*JOB:* Reproduce each line that includes the word "this".

┌────────

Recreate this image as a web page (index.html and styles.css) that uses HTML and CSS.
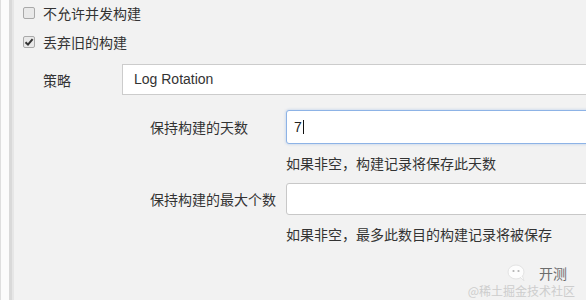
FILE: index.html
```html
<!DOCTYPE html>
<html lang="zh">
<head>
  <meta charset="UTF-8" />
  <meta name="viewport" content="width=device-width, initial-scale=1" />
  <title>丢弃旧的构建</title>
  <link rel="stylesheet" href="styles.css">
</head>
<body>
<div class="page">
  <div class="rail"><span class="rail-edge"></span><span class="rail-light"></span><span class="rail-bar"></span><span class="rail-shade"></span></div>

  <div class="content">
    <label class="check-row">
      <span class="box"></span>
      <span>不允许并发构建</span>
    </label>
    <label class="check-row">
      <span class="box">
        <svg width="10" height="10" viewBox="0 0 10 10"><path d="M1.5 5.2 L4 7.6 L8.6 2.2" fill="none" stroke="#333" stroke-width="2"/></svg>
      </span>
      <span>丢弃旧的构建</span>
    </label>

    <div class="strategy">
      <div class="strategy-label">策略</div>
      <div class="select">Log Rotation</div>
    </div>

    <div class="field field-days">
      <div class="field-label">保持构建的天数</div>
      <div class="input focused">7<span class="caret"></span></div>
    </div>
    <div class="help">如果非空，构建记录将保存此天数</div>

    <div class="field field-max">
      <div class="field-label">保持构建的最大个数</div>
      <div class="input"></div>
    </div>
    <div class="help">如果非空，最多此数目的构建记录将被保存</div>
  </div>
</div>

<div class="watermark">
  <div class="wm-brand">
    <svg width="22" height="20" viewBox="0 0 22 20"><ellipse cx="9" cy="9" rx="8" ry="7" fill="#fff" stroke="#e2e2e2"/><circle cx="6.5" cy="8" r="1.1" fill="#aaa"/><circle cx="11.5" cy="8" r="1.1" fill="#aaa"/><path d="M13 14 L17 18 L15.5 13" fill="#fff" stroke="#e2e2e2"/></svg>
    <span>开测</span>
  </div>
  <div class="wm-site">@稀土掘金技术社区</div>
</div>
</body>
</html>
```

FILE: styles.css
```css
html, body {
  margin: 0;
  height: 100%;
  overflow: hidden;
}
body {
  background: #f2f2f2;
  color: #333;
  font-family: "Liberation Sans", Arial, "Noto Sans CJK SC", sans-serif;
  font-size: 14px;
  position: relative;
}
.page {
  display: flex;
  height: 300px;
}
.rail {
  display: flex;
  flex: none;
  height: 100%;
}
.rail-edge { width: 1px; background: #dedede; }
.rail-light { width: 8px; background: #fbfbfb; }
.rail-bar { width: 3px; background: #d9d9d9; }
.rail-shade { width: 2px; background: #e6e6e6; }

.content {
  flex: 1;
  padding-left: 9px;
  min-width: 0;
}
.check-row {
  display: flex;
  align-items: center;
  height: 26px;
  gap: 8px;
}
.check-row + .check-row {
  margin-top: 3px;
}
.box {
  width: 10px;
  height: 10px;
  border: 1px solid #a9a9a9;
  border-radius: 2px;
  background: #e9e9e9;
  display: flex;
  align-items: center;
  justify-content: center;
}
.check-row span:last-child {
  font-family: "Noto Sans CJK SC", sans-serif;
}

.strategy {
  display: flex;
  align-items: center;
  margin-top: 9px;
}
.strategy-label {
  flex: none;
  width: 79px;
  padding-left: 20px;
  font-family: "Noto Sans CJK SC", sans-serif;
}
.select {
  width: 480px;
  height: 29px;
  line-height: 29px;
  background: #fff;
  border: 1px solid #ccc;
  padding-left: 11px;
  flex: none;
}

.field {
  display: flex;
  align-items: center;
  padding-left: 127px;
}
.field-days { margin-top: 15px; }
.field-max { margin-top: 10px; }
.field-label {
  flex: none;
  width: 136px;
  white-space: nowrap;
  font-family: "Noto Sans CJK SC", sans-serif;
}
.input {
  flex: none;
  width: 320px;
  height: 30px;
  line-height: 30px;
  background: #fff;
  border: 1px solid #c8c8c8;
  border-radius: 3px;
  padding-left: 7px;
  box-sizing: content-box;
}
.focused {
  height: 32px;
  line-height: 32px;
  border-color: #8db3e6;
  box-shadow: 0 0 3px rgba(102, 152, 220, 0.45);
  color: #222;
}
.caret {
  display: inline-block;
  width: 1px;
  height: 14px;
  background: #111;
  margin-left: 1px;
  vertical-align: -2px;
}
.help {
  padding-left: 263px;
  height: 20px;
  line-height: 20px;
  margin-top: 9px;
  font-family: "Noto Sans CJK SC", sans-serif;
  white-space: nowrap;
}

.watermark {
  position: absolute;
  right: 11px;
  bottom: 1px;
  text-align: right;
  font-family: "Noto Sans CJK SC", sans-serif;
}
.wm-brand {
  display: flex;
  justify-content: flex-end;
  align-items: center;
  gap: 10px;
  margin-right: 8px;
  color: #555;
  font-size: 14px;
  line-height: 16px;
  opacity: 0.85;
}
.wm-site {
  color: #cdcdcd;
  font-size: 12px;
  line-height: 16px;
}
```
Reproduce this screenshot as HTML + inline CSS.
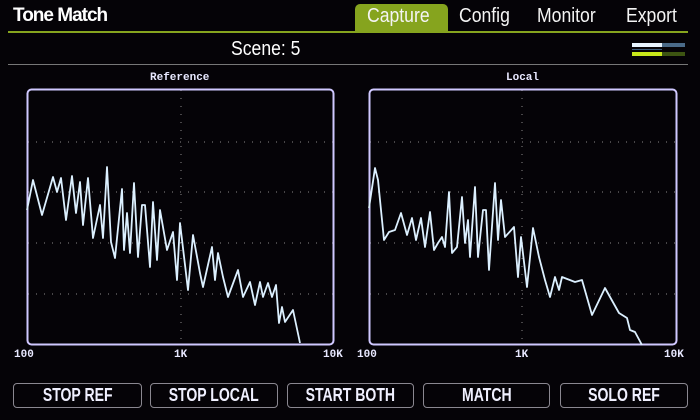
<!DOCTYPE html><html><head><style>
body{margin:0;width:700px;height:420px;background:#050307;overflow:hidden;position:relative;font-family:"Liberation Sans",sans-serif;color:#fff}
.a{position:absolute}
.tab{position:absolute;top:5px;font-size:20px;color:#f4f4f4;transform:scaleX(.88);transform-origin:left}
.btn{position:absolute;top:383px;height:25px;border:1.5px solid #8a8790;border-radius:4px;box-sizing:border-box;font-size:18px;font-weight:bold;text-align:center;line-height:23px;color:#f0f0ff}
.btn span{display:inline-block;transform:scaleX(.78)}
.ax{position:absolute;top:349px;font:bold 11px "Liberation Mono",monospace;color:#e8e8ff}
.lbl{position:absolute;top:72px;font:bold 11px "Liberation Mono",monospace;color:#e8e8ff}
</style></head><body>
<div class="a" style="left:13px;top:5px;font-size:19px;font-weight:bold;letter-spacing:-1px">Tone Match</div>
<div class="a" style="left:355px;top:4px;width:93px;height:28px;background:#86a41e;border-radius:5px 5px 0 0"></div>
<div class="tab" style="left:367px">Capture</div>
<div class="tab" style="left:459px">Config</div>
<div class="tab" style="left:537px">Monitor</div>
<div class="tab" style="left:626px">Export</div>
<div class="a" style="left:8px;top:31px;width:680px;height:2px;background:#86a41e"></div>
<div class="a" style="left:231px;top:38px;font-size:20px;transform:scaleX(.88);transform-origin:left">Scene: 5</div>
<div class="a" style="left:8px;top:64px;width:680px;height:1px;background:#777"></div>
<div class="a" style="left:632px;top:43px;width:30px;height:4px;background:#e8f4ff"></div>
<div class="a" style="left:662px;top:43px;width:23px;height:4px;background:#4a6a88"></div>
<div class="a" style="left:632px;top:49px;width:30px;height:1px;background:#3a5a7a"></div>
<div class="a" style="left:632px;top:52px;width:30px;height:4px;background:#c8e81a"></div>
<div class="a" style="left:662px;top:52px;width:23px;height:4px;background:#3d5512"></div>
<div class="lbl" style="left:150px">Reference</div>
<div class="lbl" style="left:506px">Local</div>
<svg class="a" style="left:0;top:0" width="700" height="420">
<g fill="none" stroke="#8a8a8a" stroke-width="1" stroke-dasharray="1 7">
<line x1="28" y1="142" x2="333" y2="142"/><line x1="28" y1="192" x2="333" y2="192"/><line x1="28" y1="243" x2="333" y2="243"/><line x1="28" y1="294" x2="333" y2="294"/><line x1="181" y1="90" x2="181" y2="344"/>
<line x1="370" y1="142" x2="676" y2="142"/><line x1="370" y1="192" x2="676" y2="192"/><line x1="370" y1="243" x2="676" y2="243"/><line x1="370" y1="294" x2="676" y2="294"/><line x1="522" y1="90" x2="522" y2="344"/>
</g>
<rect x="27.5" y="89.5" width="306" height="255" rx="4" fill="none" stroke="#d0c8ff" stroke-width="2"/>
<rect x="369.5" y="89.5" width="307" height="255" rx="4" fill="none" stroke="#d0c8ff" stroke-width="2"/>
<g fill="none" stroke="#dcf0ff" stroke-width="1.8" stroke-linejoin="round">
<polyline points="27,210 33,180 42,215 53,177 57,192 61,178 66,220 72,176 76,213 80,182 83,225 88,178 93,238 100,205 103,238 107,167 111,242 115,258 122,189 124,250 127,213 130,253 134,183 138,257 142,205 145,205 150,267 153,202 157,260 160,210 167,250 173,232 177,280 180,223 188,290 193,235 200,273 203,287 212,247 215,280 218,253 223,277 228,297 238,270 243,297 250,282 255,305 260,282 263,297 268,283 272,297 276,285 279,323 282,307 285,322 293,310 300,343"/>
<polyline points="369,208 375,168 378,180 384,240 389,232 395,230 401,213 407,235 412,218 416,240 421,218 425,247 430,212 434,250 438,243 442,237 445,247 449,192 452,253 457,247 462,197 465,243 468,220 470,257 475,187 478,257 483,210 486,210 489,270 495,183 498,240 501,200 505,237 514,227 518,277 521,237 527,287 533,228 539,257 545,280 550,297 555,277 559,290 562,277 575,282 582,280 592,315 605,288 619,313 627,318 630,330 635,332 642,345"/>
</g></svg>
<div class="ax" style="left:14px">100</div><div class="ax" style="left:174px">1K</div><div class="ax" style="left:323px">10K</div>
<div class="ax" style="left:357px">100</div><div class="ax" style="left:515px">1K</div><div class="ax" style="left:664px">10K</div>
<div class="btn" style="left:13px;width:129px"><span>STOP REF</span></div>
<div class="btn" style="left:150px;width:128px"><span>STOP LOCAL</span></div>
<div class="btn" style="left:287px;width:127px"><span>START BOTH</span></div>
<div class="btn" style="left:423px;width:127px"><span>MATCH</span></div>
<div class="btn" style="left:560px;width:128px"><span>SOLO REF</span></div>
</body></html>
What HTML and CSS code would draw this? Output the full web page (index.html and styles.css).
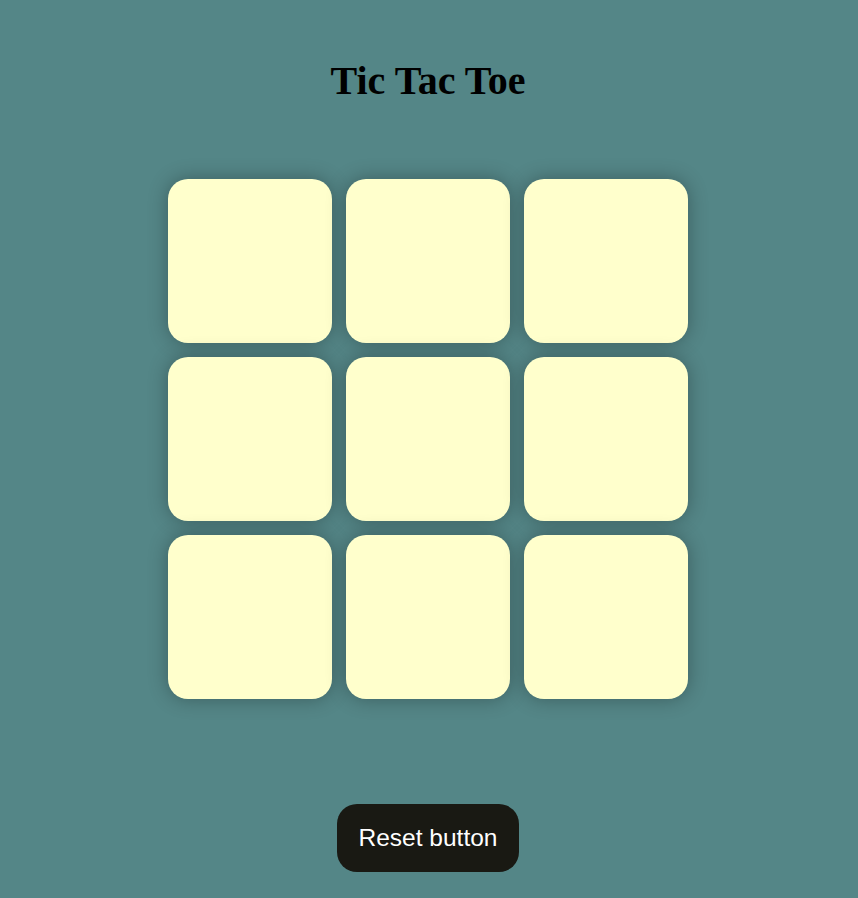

└────────

*EXERCISE RESULT:*
Recreate this image as a web page (index.html and styles.css) that uses HTML and CSS.
Reproduce this screenshot as HTML + inline CSS.
What HTML and CSS code would draw this? Output the full web page (index.html and styles.css).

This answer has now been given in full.